▶ **Task directions**: Copy every line of the entries that includes the word "with".

▶ **Provided material**:
§
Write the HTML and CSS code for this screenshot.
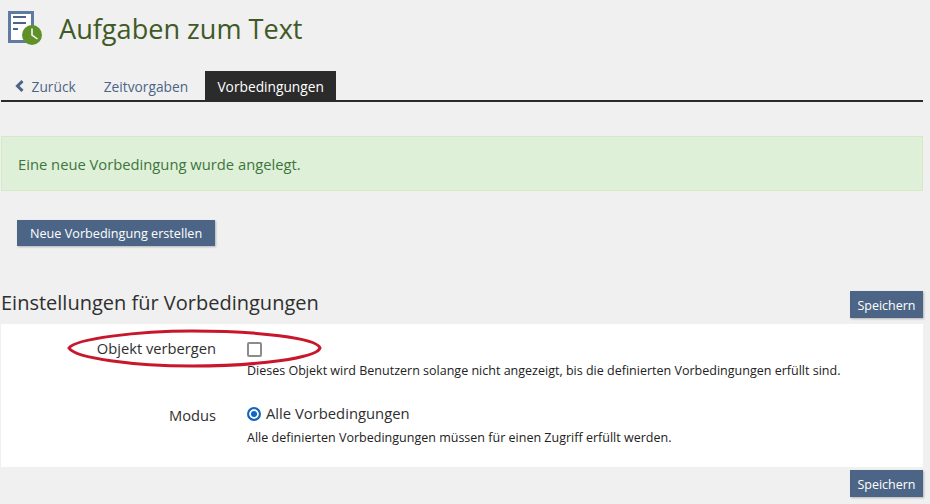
§
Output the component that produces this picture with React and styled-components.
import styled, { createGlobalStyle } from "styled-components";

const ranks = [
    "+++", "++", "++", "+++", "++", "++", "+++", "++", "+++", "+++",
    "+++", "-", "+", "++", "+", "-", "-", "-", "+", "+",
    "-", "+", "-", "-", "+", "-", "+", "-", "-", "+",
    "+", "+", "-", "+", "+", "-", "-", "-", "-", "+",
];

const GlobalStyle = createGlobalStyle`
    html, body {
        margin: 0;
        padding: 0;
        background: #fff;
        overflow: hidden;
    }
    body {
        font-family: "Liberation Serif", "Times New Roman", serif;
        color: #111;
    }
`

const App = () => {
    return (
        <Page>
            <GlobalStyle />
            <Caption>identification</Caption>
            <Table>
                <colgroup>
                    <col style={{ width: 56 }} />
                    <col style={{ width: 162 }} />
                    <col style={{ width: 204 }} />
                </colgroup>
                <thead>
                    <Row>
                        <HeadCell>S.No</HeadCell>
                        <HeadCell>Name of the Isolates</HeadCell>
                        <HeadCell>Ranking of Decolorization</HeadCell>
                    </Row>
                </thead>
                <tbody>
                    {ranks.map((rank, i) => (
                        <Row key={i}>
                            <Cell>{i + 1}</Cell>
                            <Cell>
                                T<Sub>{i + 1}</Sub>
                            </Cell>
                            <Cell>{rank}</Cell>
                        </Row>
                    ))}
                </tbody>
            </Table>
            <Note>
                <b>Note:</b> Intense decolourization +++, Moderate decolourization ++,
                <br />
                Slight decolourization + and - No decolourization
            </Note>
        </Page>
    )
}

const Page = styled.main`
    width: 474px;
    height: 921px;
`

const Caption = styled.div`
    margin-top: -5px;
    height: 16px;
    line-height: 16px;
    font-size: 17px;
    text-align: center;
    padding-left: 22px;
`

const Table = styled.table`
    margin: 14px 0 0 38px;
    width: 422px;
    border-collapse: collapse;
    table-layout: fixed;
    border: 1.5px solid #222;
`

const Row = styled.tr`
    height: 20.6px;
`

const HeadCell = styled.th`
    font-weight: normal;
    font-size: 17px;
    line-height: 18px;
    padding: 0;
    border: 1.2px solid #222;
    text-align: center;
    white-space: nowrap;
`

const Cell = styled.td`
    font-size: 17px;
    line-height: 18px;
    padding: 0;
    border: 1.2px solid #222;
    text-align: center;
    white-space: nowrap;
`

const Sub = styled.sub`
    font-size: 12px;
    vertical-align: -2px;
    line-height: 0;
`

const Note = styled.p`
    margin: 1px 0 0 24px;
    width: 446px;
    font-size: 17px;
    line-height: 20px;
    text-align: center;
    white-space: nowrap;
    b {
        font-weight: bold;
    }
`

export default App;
§
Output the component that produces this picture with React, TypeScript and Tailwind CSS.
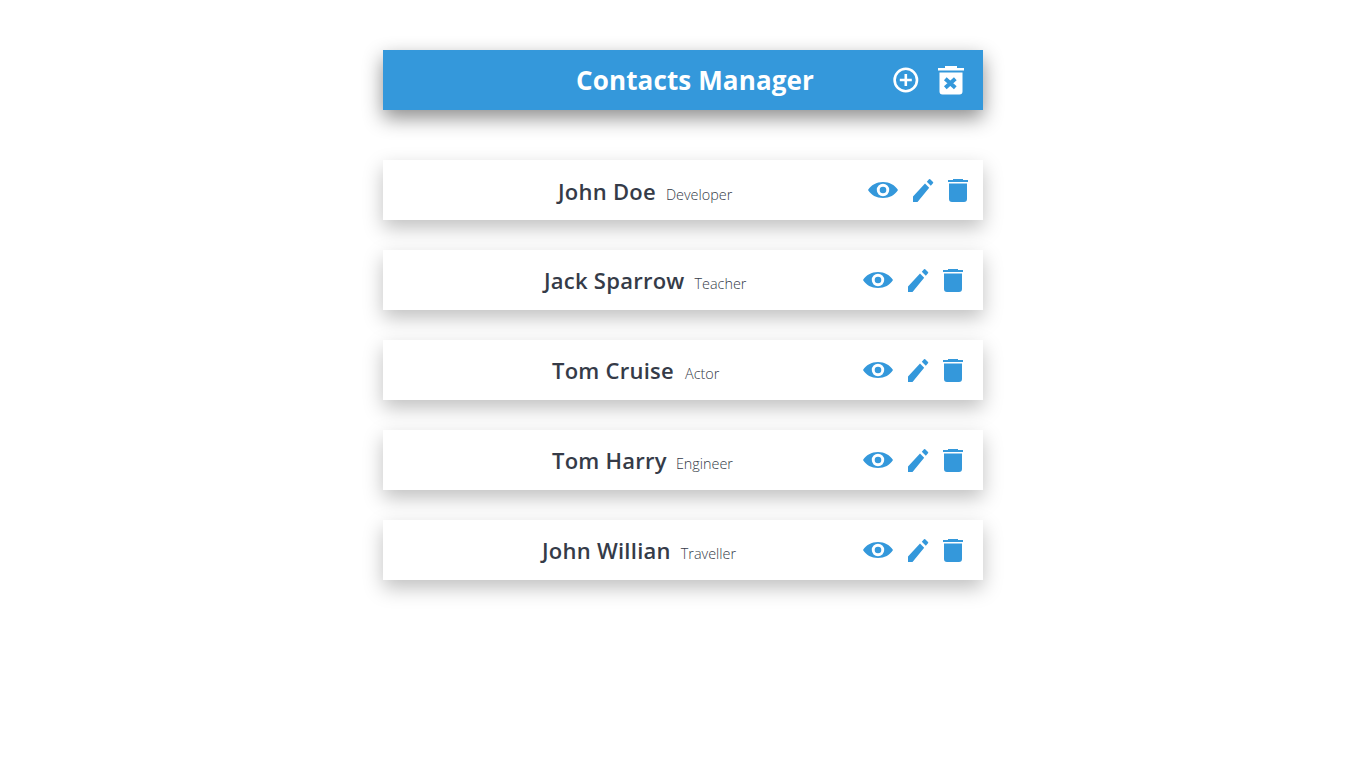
§
▶ **Response to the exercise**:
Output the component that produces this picture with React and styled-components.
Output the component that produces this picture with React, TypeScript and Tailwind CSS.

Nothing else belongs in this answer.